The vista is a little brighter in warmer climes. While business slowed down for Niamh Erbek of Athena Advisors, following the collapse of the property bubble, she has noticed a “huge interest” in buying homes in France of late.

But this time around rather than looking to make a buck via a sale and leaseback investment, now her clients are retirees looking to partly relocate for lifestyle reasons.

“Those who invest in France now know it and they love it. They love the French lifestyle,” she says, adding that she is seeing interest from people looking to spend some of their retirement in regions such as the French Alps.

Downsizing or investing: three worth a look

For a retired couple looking to downsize to a more manageable property or perhaps to invest, 8 The Farmyard, Hybreasal, located between Kilmainham and Rialto on the South Circular Road, Dublin 8, is a two-bed townhouse asking €129,000 though Douglas Newman Good. In a gated development, it has communal gardens, designated parking space and an en-suite main bedroom. Service charge €400.

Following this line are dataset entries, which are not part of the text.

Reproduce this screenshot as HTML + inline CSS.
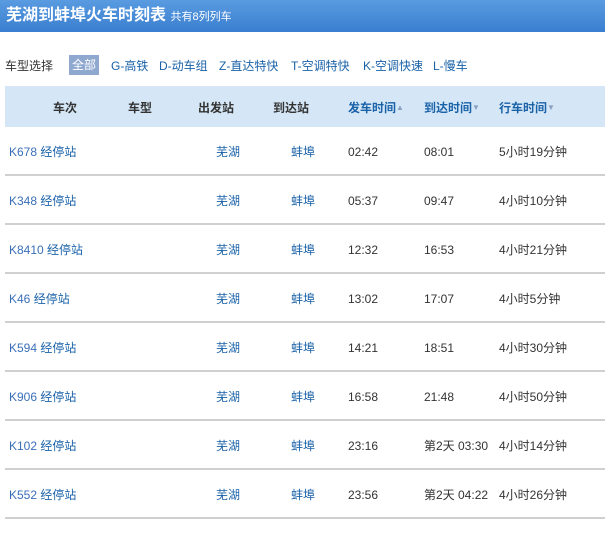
<!DOCTYPE html>
<html><head><meta charset="utf-8"><style>
body{margin:0;width:605px;height:534px;background:#fff;font-family:"Liberation Sans","Noto Sans CJK SC",sans-serif;font-size:12px;position:relative;overflow:hidden}
.bar{position:absolute;left:0;top:0;width:605px;height:32px;background:linear-gradient(#5a9be0,#3a7fd0)}
.t{position:absolute;left:6px;top:6px;color:#fff;font-size:16px;line-height:20px;font-weight:bold;white-space:nowrap}
.t span{font-size:11px;font-weight:normal}
.a{position:absolute;white-space:nowrap;line-height:16px}
.blue{color:#1a62a8}
.hd{position:absolute;left:5px;top:86px;width:600px;height:41px;background:#d5e7f7}
.line{position:absolute;left:5px;width:600px;height:2px;background:#d0d0d0}
.h{position:absolute;top:100px;font-weight:bold;color:#333;font-size:12px;line-height:16px}
.hb{color:#1a62a8}
.tri{font-size:8px;color:#8aa0c0;vertical-align:top}
.c{color:#333}
</style></head><body>
<div class="bar"></div>
<div class="t">芜湖到蚌埠火车时刻表 <span>共有8列列车</span></div>
<div class="a c" style="left:5px;top:58px">车型选择</div>
<div class="a" style="left:69px;top:55px;width:30px;height:20px;background:#8fa8d0;color:#fff;text-align:center;line-height:20px">全部</div>
<div class="a blue" style="left:111px;top:58px">G-高铁</div>
<div class="a blue" style="left:159px;top:58px">D-动车组</div>
<div class="a blue" style="left:219px;top:58px">Z-直达特快</div>
<div class="a blue" style="left:291px;top:58px">T-空调特快</div>
<div class="a blue" style="left:363px;top:58px">K-空调快速</div>
<div class="a blue" style="left:433px;top:58px">L-慢车</div>
<div class="hd"></div>
<div class="h" style="left:53px">车次</div>
<div class="h" style="left:128px">车型</div>
<div class="h" style="left:198px">出发站</div>
<div class="h" style="left:273px">到达站</div>
<div class="h hb" style="left:348px">发车时间<span class="tri">▲</span></div>
<div class="h hb" style="left:424px">到达时间<span class="tri">▼</span></div>
<div class="h hb" style="left:499px">行车时间<span class="tri">▼</span></div>
<div id="rows"></div>
<script>
var d=[["K678","02:42","08:01","5小时19分钟"],["K348","05:37","09:47","4小时10分钟"],["K8410","12:32","16:53","4小时21分钟"],["K46","13:02","17:07","4小时5分钟"],["K594","14:21","18:51","4小时30分钟"],["K906","16:58","21:48","4小时50分钟"],["K102","23:16","第2天 03:30","4小时14分钟"],["K552","23:56","第2天 04:22","4小时26分钟"]];
var h="";
d.forEach(function(r,i){var y=144+i*49;
h+='<div class="a" style="left:9px;top:'+y+'px;color:#3a6fb8">'+r[0]+' <span class="blue">经停站</span></div>';
h+='<div class="a blue" style="left:216px;top:'+y+'px">芜湖</div>';
h+='<div class="a blue" style="left:291px;top:'+y+'px">蚌埠</div>';
h+='<div class="a c" style="left:348px;top:'+y+'px">'+r[1]+'</div>';
h+='<div class="a c" style="left:424px;top:'+y+'px">'+r[2]+'</div>';
h+='<div class="a c" style="left:499px;top:'+y+'px">'+r[3]+'</div>';
h+='<div class="line" style="top:'+(174+i*49)+'px"></div>';});
document.getElementById("rows").innerHTML=h;
</script>
</body></html>
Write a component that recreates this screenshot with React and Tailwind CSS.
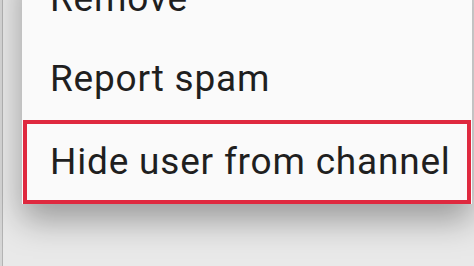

Number 8, Brittas Bay Village, in Co Wicklow, is a gated development that might suit someone looking to downsize or buy a holiday home with their lump sum. Sherry FitzGerald O'Gorman O'Reilly is asking €125,000. It has a living room, kitchen/dining room and a main bedroom en suite. There's a sheltered rear garden. There's also an on-site tennis court and a full-time caretaker. Service charge is less than €2,000.

Given its size – 41sqm (450sq ft) – 29 Saddlers Court in Rathmines, Dublin 6, is probably more suitable for a single person or as an investment. It has one double bedroom, a bathroom, an open-plan kitchen-cum-livingroom and two private courtyards. Youngs is asking €150,000.

It also comes with a designated parking space and has its own front door. Service charge is €670 per annum.